• _Exercise objective_
Track down each line that has the word "code" and copy it.
**** Dataset entries ****
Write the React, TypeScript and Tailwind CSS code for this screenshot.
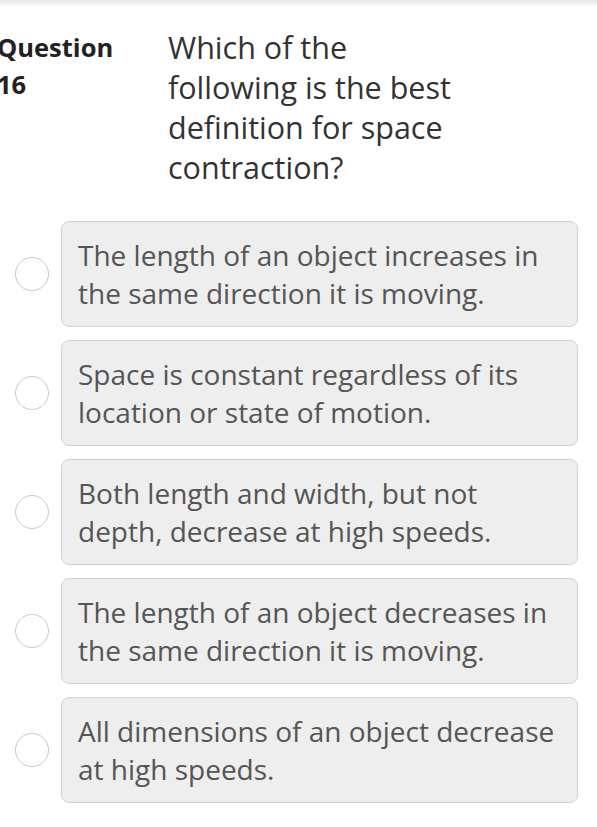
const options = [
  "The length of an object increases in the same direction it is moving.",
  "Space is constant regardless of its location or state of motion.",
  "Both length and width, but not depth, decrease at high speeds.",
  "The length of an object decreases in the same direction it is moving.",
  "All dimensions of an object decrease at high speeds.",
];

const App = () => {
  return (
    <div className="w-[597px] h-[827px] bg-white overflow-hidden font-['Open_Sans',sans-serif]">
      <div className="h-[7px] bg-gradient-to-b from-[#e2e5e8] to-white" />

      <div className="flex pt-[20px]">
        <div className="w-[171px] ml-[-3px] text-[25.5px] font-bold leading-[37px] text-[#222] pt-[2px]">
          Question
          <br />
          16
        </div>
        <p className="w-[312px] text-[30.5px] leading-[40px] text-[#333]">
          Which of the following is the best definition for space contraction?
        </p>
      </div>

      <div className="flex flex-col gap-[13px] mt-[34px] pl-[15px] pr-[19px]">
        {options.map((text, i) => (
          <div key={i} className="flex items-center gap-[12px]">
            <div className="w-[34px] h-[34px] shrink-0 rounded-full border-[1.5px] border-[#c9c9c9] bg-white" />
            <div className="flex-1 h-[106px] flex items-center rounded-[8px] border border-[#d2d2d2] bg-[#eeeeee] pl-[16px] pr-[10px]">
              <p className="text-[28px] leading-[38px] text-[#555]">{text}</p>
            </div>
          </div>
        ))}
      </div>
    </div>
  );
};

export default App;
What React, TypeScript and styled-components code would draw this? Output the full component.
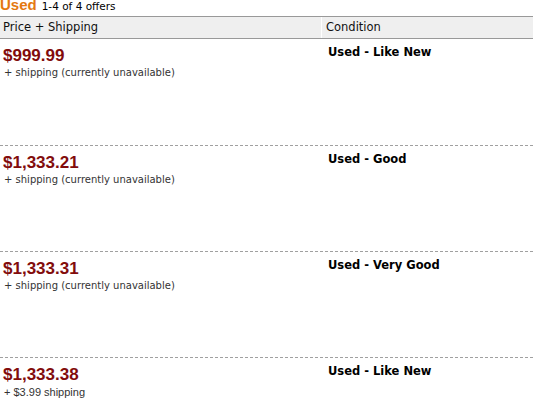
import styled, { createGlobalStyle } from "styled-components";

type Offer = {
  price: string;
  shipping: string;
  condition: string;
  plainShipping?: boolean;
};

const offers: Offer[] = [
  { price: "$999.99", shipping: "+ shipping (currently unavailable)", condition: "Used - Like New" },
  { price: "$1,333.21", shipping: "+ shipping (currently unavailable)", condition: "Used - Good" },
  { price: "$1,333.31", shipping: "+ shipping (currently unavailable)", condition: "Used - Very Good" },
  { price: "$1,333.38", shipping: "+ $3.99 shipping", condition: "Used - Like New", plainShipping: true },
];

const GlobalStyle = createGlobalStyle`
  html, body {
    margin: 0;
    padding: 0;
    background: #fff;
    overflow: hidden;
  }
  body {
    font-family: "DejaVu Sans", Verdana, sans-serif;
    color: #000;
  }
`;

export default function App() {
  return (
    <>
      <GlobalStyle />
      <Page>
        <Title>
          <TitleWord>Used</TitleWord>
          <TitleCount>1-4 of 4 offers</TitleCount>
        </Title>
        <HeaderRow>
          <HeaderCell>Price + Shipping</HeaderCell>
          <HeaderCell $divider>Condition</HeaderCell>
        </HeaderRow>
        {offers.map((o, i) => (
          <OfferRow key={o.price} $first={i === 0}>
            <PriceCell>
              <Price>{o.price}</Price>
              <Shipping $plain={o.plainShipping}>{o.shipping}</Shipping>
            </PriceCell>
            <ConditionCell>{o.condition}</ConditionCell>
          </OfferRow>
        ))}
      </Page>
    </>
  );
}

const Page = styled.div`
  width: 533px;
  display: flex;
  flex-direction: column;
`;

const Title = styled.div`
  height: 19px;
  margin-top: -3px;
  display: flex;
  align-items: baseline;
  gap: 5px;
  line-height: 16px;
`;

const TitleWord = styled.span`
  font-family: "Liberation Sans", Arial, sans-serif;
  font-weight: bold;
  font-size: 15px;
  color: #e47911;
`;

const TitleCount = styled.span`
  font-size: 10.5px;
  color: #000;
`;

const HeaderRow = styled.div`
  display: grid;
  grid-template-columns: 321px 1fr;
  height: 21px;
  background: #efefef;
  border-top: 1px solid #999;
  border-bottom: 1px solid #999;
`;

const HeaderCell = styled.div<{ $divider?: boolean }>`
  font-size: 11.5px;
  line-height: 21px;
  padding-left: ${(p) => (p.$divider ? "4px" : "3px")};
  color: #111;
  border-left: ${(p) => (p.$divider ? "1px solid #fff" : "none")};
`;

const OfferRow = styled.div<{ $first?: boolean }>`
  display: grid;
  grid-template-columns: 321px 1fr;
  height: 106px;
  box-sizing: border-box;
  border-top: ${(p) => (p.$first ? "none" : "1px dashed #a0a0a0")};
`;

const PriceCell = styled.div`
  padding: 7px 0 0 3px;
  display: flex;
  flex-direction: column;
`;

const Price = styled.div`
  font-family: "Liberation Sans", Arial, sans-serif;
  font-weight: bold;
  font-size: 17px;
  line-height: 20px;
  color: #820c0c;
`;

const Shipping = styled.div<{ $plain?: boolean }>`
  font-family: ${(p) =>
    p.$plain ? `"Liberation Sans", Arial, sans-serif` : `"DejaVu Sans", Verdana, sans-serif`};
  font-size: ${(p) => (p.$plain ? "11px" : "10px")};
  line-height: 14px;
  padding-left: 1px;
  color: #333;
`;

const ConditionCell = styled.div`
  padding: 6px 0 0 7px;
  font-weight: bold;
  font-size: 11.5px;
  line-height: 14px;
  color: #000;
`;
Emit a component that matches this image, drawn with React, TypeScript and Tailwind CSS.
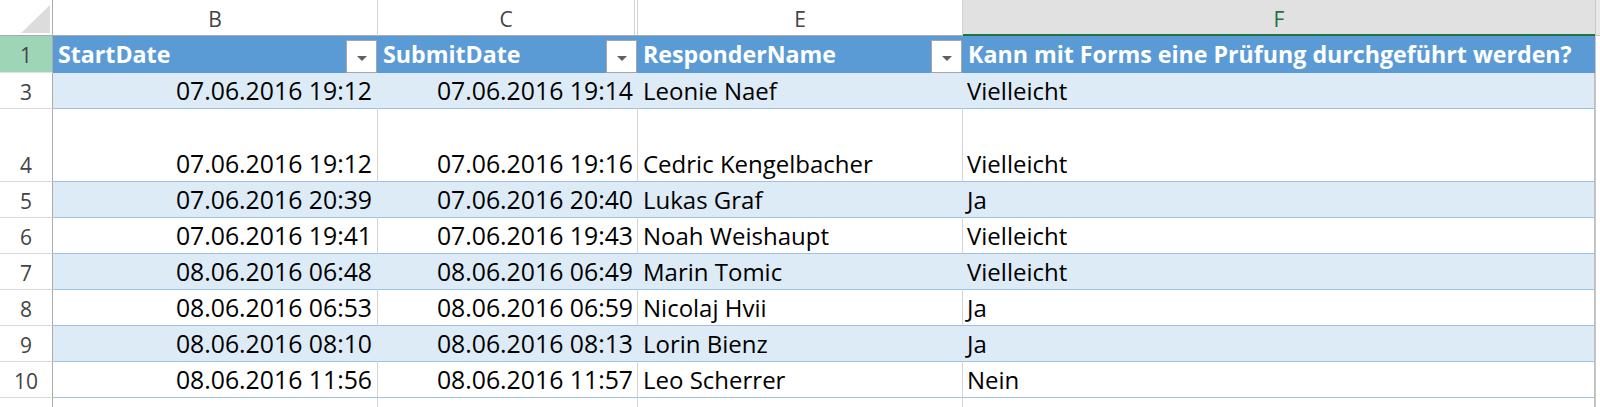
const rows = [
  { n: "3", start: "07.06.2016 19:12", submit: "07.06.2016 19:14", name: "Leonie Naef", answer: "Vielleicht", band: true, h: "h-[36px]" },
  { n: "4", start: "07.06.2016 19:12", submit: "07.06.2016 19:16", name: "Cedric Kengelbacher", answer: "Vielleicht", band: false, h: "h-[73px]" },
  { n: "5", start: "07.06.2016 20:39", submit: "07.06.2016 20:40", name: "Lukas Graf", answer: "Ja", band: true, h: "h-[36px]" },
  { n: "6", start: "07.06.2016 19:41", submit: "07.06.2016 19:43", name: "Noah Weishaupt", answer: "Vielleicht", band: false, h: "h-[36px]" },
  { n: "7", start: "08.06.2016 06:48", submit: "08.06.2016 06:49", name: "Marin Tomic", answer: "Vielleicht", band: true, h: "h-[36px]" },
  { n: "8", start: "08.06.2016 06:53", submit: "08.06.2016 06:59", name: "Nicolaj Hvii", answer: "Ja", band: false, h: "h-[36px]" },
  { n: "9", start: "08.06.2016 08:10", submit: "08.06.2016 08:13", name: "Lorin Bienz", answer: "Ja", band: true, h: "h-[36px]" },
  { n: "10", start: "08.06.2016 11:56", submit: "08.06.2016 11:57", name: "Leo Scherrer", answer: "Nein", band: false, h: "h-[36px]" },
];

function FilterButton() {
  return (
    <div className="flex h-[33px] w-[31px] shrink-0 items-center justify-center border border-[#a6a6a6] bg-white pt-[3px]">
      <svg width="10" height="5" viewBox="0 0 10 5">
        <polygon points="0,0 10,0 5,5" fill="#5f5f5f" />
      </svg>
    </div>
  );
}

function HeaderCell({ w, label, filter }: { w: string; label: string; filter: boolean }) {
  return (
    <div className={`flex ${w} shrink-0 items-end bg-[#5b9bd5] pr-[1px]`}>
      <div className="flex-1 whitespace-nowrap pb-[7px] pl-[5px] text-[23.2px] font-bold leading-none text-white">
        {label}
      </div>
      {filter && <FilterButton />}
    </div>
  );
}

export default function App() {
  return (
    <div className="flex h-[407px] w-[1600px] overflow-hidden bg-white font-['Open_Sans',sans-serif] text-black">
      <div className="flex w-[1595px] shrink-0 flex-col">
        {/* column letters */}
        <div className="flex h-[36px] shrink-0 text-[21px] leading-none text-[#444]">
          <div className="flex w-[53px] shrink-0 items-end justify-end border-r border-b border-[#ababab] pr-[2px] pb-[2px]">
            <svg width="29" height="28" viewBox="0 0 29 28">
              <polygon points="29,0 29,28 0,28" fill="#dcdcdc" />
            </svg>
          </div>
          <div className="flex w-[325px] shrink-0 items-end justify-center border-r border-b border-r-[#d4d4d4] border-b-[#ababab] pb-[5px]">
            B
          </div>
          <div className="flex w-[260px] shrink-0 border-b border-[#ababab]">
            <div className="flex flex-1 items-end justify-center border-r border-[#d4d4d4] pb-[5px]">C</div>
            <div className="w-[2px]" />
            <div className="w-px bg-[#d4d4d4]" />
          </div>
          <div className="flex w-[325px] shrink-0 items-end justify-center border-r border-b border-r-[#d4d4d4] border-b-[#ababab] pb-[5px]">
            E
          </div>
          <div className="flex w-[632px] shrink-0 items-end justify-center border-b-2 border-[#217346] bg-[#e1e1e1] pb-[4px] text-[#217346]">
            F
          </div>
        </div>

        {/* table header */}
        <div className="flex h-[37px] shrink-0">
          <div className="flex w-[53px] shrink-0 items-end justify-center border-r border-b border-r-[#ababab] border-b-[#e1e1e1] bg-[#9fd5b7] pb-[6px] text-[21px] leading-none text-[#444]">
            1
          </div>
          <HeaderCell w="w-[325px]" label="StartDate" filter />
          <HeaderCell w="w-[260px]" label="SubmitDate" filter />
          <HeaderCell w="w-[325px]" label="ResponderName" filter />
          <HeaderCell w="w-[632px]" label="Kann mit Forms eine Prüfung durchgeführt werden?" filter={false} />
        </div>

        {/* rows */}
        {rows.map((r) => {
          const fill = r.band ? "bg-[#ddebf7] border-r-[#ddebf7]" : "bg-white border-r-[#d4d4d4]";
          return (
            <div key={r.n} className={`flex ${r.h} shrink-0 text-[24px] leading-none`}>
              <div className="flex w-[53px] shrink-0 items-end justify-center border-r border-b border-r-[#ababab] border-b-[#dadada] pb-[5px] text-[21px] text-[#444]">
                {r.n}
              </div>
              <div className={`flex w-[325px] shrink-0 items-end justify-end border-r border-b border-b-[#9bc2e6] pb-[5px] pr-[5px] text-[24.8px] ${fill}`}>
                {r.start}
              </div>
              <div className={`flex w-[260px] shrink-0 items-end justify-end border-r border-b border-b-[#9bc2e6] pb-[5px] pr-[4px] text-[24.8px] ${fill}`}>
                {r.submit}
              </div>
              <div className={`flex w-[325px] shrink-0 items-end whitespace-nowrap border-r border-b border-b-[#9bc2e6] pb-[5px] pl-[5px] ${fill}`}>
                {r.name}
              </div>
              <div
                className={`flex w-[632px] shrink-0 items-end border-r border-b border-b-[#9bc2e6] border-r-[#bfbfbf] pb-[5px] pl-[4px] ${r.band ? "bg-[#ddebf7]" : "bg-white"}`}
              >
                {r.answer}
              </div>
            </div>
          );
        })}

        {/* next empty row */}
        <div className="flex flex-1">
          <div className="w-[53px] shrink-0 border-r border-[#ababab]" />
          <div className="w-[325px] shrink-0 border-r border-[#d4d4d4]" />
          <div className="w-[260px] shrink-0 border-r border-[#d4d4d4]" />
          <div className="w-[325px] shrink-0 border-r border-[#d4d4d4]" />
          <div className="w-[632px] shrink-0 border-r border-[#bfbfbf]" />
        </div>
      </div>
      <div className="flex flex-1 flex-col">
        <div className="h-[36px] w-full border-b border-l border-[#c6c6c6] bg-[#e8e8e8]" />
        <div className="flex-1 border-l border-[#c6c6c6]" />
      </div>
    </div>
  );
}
****
• _Correct answer_
Write the React, TypeScript and Tailwind CSS code for this screenshot.
What React, TypeScript and styled-components code would draw this? Output the full component.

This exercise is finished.